This is how they do it in The Valley.

More and more, building a startup calls for cross-pollination, says Suzanne Bergmeister, entrepreneur in residence at the University of Louisville. It takes skills across the continuum – from coders to attorneys to accountants to the doctors, let’s say, who have great ideas for a life-sciences company.

So, why not get them working together as graduate students?

In that spirit, Lean Startup expert Bergmeister is teaching Entrepreneurship 600, a U of L College of Business class open to all students enrolled in graduate programs at U of L.

Entrepreneurship 600  starts Tues., May 14 and ends Tue., July 2.

The class is scheduled for 5:30 p.m. to 9 p.m. at the College of Business.

The 8-week, in-depth course will not just introduce the students from different disciplines to the entrepreneurial process, but will reveal the secrets of what it takes to start a company.

“How to think through markets. How to think through customer development,” Bergmeister said.

Entrepreneurship 600 is designed to take all those law school students, engineers, future docs and dentists, as well as arts and sciences types, divide them into teams of six or seven people, “and they’ll actually start up a business,” she said. “They have to come with ideas. I’m not going to give them ideas.

The class is capped at 35, and about 20 were registered last week. Though you get the feeling that if you’re a technical type,  Bergmeister will fit you in.

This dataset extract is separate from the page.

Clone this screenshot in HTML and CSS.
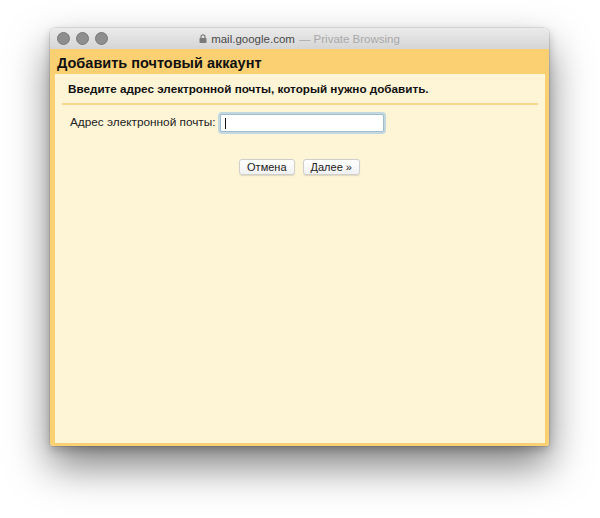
FILE: index.html
```html
<!DOCTYPE html>
<html lang="ru">
<head>
<meta charset="utf-8">
<title>Добавить почтовый аккаунт</title>
<link rel="stylesheet" href="styles.css">
</head>
<body>
<div class="window">
  <div class="titlebar">
    <div class="lights">
      <span class="light"></span>
      <span class="light"></span>
      <span class="light"></span>
    </div>
    <div class="title">
      <svg class="lock" width="8" height="9" viewBox="0 0 8 9"><path d="M2 4V2.8a2 2 0 0 1 4 0V4" fill="none" stroke="#7a7a7a" stroke-width="1.2"/><rect x="0.5" y="4" width="7" height="5" rx="0.8" fill="#7a7a7a"/></svg>
      <span class="host">mail.google.com</span>
      <span class="mode">— Private Browsing</span>
    </div>
  </div>
  <div class="content">
    <h1 class="heading">Добавить почтовый аккаунт</h1>
    <div class="panel">
      <p class="intro">Введите адрес электронной почты, который нужно добавить.</p>
      <div class="divider"></div>
      <div class="field">
        <label class="label" for="email">Адрес электронной почты:</label>
        <div class="input-wrap"><input id="email" class="input" type="text"><span class="caret"></span></div>
      </div>
      <div class="actions">
        <button class="btn">Отмена</button>
        <button class="btn">Далее »</button>
      </div>
    </div>
  </div>
</div>
</body>
</html>
```

FILE: styles.css
```css
html, body {
  margin: 0;
  padding: 0;
  background: #ffffff;
}
body {
  box-sizing: border-box;
  min-height: 518px;
  padding: 28px 0 0 50px;
  font-family: "Liberation Sans", Arial, sans-serif;
}
.window {
  width: 499px;
  height: 418px;
  display: flex;
  flex-direction: column;
  border-radius: 5px 5px 3px 3px;
  box-shadow: 0 20px 40px rgba(0, 0, 0, 0.5), 0 4px 10px rgba(0, 0, 0, 0.2), 0 0 0 0.5px rgba(0, 0, 0, 0.18);
  overflow: hidden;
}
.titlebar {
  height: 21px;
  flex: none;
  display: flex;
  align-items: center;
  position: relative;
  background: linear-gradient(#ebebeb, #d5d5d5);
}
.lights {
  display: flex;
  gap: 6px;
  padding-left: 7px;
}
.light {
  width: 11px;
  height: 11px;
  border-radius: 50%;
  background: #8e8e8e;
  border: 0.5px solid #787878;
}
.title {
  position: absolute;
  left: 0;
  right: 0;
  top: 0;
  height: 21px;
  display: flex;
  align-items: center;
  justify-content: center;
  font-size: 11.5px;
  gap: 4px;
}
.lock { margin-top: -1px; }
.host { color: #4a4a4a; }
.mode { color: #a9a9a9; }
.content {
  flex: 1;
  display: flex;
  flex-direction: column;
  background: #fbd072;
  padding: 0 4px 3px 5px;
}
.heading {
  margin: 0;
  height: 25px;
  line-height: 28px;
  padding-left: 2px;
  font-size: 14.5px;
  font-weight: bold;
  color: #111;
}
.panel {
  flex: 1;
  background: #fef5d7;
  padding: 0 7px;
}
.intro {
  margin: 0;
  padding: 9px 0 0 6px;
  height: 20px;
  line-height: 12px;
  font-size: 11.7px;
  font-weight: bold;
  color: #111;
}
.divider {
  height: 2px;
  background: #f6d98e;
}
.field {
  display: flex;
  align-items: center;
  margin-top: 9px;
  padding-left: 8px;
  gap: 4px;
}
.label {
  font-size: 11.8px;
  color: #222;
  margin-top: -2px;
}
.input-wrap {
  position: relative;
}
.input {
  display: block;
  width: 162px;
  height: 16px;
  margin: 0;
  padding: 0;
  background: #fff;
  border: 1px solid #9fbdca;
  box-shadow: 0 0 0 2px #c3d7e0;
  border-radius: 2px;
  outline: none;
}
.caret {
  position: absolute;
  left: 5px;
  top: 4px;
  width: 1px;
  height: 11px;
  background: #111;
}
.actions {
  display: flex;
  justify-content: center;
  gap: 8px;
  margin-top: 27px;
  padding-right: 1px;
}
.btn {
  height: 16px;
  margin: 0;
  padding: 0 7px;
  font-family: "Liberation Sans", Arial, sans-serif;
  font-size: 11px;
  line-height: 14px;
  color: #222;
  background: linear-gradient(#ffffff, #f1f1f1);
  border: 1px solid #cfcfcf;
  border-radius: 3px;
  box-shadow: 0 0.5px 1px rgba(0, 0, 0, 0.12);
}
```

“We’re really trying to get the scientists and the engineers,” said Bergmeister, who has engineering degrees in addition to her MBA. “We have a couple of law school students signed up already.”

Right now, the U of L business school has a strategic partnership with the Brandeis School of Law, so her programs get several law school students to take entrepreneurship classes and work with business plan teams.

Teams will be assigned “so that not every engineer is on one team,” she said. “Make them work together on integrated teams.”

Bergmeister’s expectations are for real companies to come out this class.

“That’s my Holy Grail. Real ideas that have been vetted in the eight weeks we meet. We’ve done customer development. I want real ideas that can become companies. Not all of them will, of course, but that’s what I want.”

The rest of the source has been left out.